(Dataset entries)
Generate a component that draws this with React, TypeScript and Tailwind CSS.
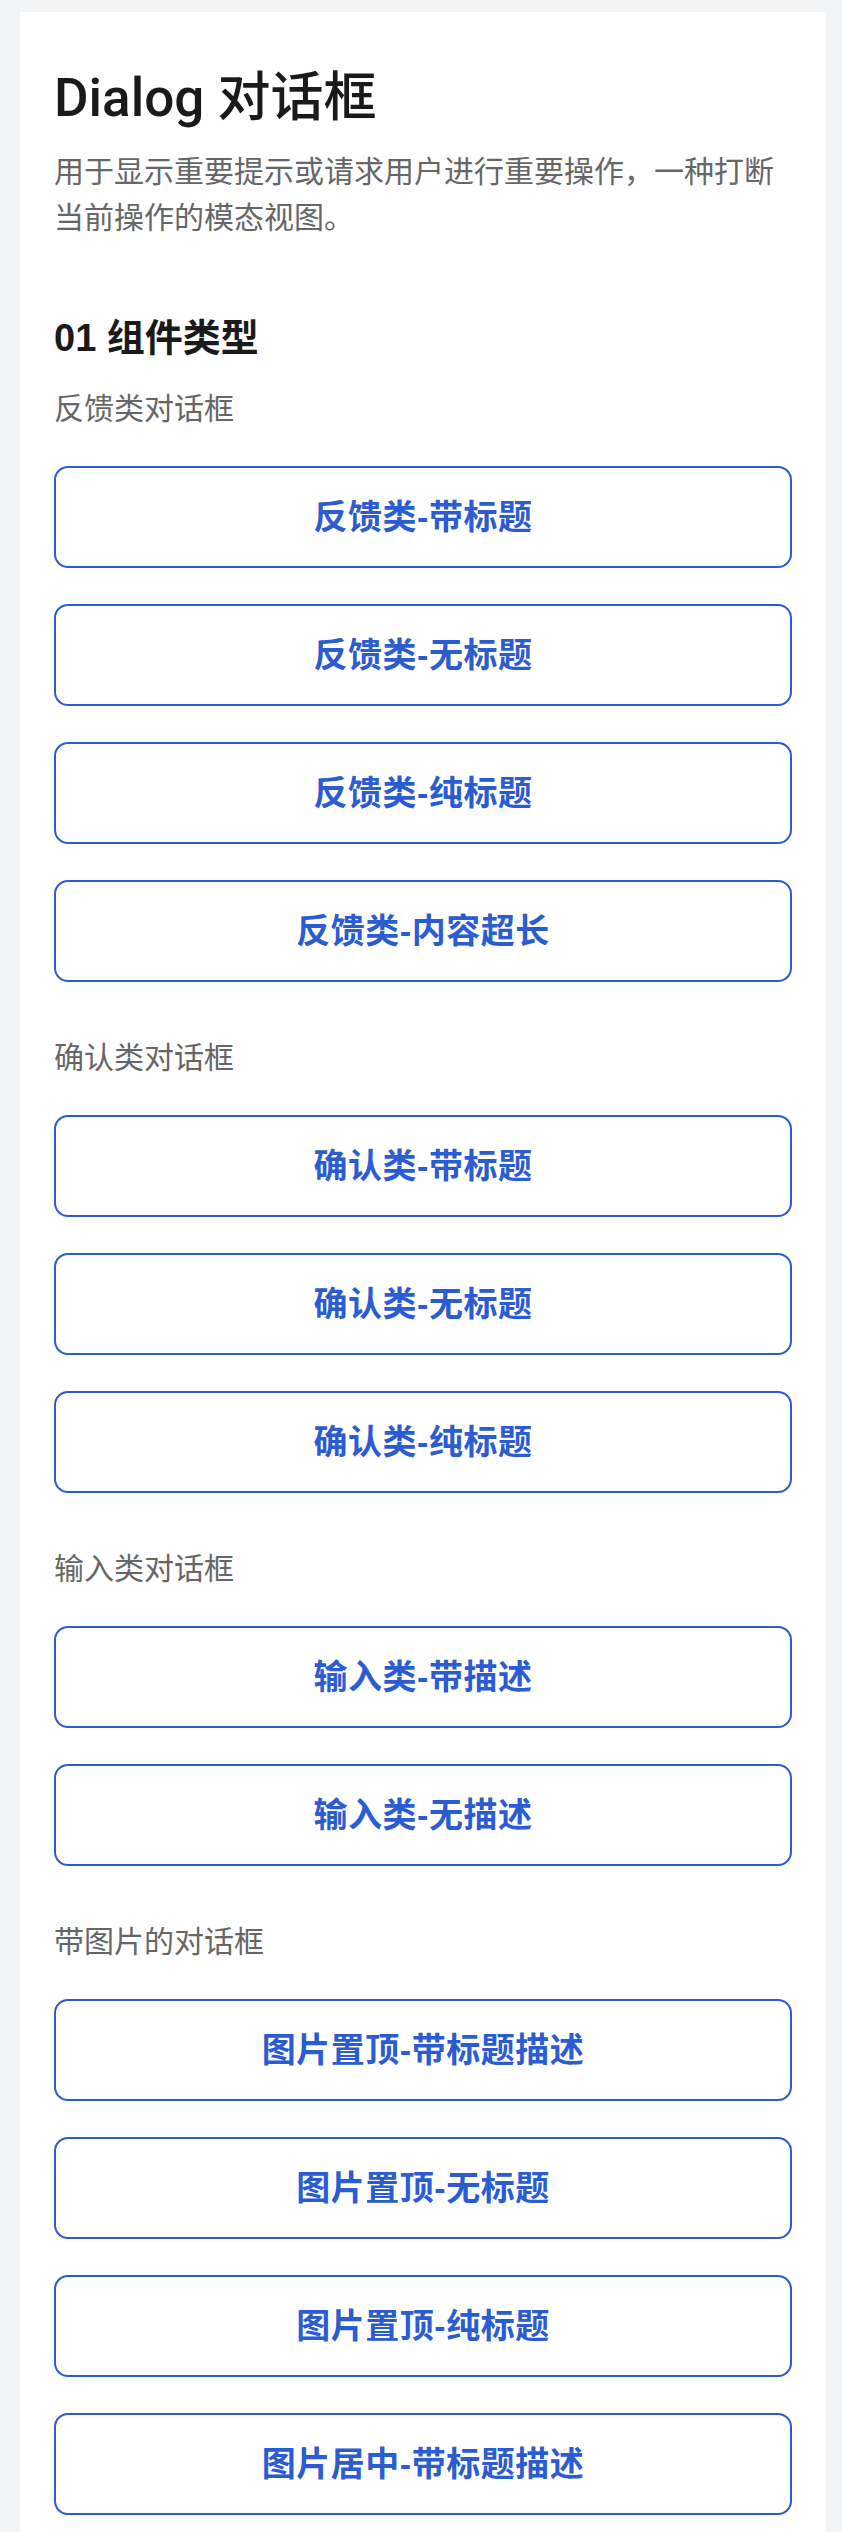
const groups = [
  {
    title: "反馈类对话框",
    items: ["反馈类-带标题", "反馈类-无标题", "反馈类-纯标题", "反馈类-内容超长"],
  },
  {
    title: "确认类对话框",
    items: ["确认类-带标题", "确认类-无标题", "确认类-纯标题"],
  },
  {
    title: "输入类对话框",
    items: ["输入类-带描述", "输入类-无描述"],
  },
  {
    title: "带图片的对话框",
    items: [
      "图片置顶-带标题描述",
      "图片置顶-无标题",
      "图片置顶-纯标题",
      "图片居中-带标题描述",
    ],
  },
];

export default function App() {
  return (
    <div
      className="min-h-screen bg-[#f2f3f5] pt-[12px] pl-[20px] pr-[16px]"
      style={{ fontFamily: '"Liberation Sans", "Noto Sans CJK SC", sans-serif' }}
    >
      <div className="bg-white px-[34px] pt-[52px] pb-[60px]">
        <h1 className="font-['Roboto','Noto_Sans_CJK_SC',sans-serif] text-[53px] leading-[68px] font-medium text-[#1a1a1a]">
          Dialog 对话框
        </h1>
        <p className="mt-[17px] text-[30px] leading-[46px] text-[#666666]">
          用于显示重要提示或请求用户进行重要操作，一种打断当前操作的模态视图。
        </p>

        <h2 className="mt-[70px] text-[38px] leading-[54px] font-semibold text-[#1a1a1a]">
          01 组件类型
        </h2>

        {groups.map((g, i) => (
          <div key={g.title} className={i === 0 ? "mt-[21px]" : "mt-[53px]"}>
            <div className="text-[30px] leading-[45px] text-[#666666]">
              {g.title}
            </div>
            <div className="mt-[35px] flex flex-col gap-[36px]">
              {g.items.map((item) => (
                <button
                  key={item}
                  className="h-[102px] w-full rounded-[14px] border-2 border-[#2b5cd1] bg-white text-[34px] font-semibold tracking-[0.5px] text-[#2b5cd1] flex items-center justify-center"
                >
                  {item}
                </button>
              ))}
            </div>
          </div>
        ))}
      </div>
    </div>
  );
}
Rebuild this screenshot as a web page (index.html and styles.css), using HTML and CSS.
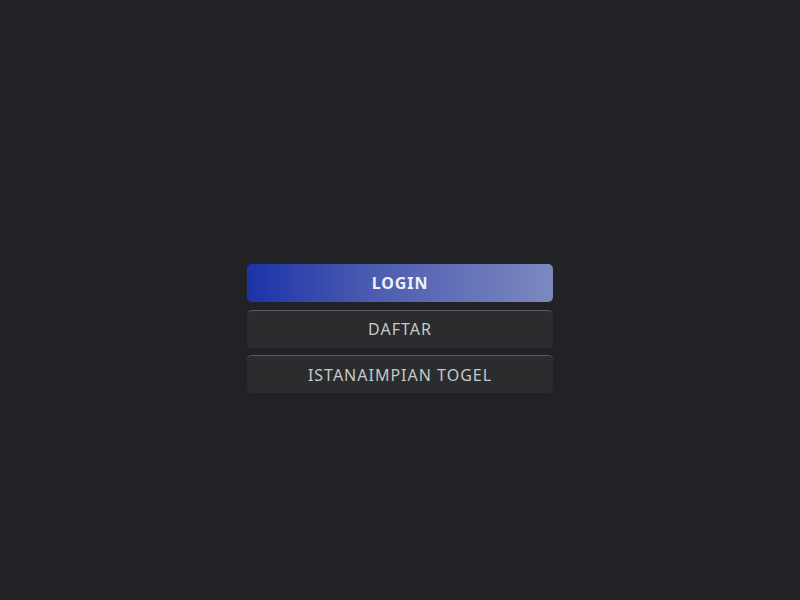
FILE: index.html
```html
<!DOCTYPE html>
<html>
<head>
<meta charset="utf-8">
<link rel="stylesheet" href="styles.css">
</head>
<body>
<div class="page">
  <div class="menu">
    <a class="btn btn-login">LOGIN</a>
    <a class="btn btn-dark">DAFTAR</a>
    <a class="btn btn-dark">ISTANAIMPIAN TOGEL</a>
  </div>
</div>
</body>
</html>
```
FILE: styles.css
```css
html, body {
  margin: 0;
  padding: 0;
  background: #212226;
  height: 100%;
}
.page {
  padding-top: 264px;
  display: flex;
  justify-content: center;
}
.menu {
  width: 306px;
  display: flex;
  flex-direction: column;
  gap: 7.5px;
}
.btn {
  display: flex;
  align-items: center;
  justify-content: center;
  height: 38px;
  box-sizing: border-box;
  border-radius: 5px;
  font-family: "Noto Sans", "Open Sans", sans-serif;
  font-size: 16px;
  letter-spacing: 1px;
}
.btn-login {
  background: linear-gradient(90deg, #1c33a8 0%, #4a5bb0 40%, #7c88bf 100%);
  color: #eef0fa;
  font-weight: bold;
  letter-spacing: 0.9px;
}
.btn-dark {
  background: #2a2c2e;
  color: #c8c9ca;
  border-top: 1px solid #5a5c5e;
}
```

* [What the task asks]
Copy all the data exactly as written, but skip any picture.

* [The completed task]
Generate a component that draws this with React, TypeScript and Tailwind CSS.
const groups = [
  {
    title: "反馈类对话框",
    items: ["反馈类-带标题", "反馈类-无标题", "反馈类-纯标题", "反馈类-内容超长"],
  },
  {
    title: "确认类对话框",
    items: ["确认类-带标题", "确认类-无标题", "确认类-纯标题"],
  },
  {
    title: "输入类对话框",
    items: ["输入类-带描述", "输入类-无描述"],
  },
  {
    title: "带图片的对话框",
    items: [
      "图片置顶-带标题描述",
      "图片置顶-无标题",
      "图片置顶-纯标题",
      "图片居中-带标题描述",
    ],
  },
];

export default function App() {
  return (
    <div
      className="min-h-screen bg-[#f2f3f5] pt-[12px] pl-[20px] pr-[16px]"
      style={{ fontFamily: '"Liberation Sans", "Noto Sans CJK SC", sans-serif' }}
    >
      <div className="bg-white px-[34px] pt-[52px] pb-[60px]">
        <h1 className="font-['Roboto','Noto_Sans_CJK_SC',sans-serif] text-[53px] leading-[68px] font-medium text-[#1a1a1a]">
          Dialog 对话框
        </h1>
        <p className="mt-[17px] text-[30px] leading-[46px] text-[#666666]">
          用于显示重要提示或请求用户进行重要操作，一种打断当前操作的模态视图。
        </p>

        <h2 className="mt-[70px] text-[38px] leading-[54px] font-semibold text-[#1a1a1a]">
          01 组件类型
        </h2>

        {groups.map((g, i) => (
          <div key={g.title} className={i === 0 ? "mt-[21px]" : "mt-[53px]"}>
            <div className="text-[30px] leading-[45px] text-[#666666]">
              {g.title}
            </div>
            <div className="mt-[35px] flex flex-col gap-[36px]">
              {g.items.map((item) => (
                <button
                  key={item}
                  className="h-[102px] w-full rounded-[14px] border-2 border-[#2b5cd1] bg-white text-[34px] font-semibold tracking-[0.5px] text-[#2b5cd1] flex items-center justify-center"
                >
                  {item}
                </button>
              ))}
            </div>
          </div>
        ))}
      </div>
    </div>
  );
}
Rebuild this screenshot as a web page (index.html and styles.css), using HTML and CSS.
FILE: index.html
```html
<!DOCTYPE html>
<html>
<head>
<meta charset="utf-8">
<link rel="stylesheet" href="styles.css">
</head>
<body>
<div class="page">
  <div class="menu">
    <a class="btn btn-login">LOGIN</a>
    <a class="btn btn-dark">DAFTAR</a>
    <a class="btn btn-dark">ISTANAIMPIAN TOGEL</a>
  </div>
</div>
</body>
</html>
```
FILE: styles.css
```css
html, body {
  margin: 0;
  padding: 0;
  background: #212226;
  height: 100%;
}
.page {
  padding-top: 264px;
  display: flex;
  justify-content: center;
}
.menu {
  width: 306px;
  display: flex;
  flex-direction: column;
  gap: 7.5px;
}
.btn {
  display: flex;
  align-items: center;
  justify-content: center;
  height: 38px;
  box-sizing: border-box;
  border-radius: 5px;
  font-family: "Noto Sans", "Open Sans", sans-serif;
  font-size: 16px;
  letter-spacing: 1px;
}
.btn-login {
  background: linear-gradient(90deg, #1c33a8 0%, #4a5bb0 40%, #7c88bf 100%);
  color: #eef0fa;
  font-weight: bold;
  letter-spacing: 0.9px;
}
.btn-dark {
  background: #2a2c2e;
  color: #c8c9ca;
  border-top: 1px solid #5a5c5e;
}
```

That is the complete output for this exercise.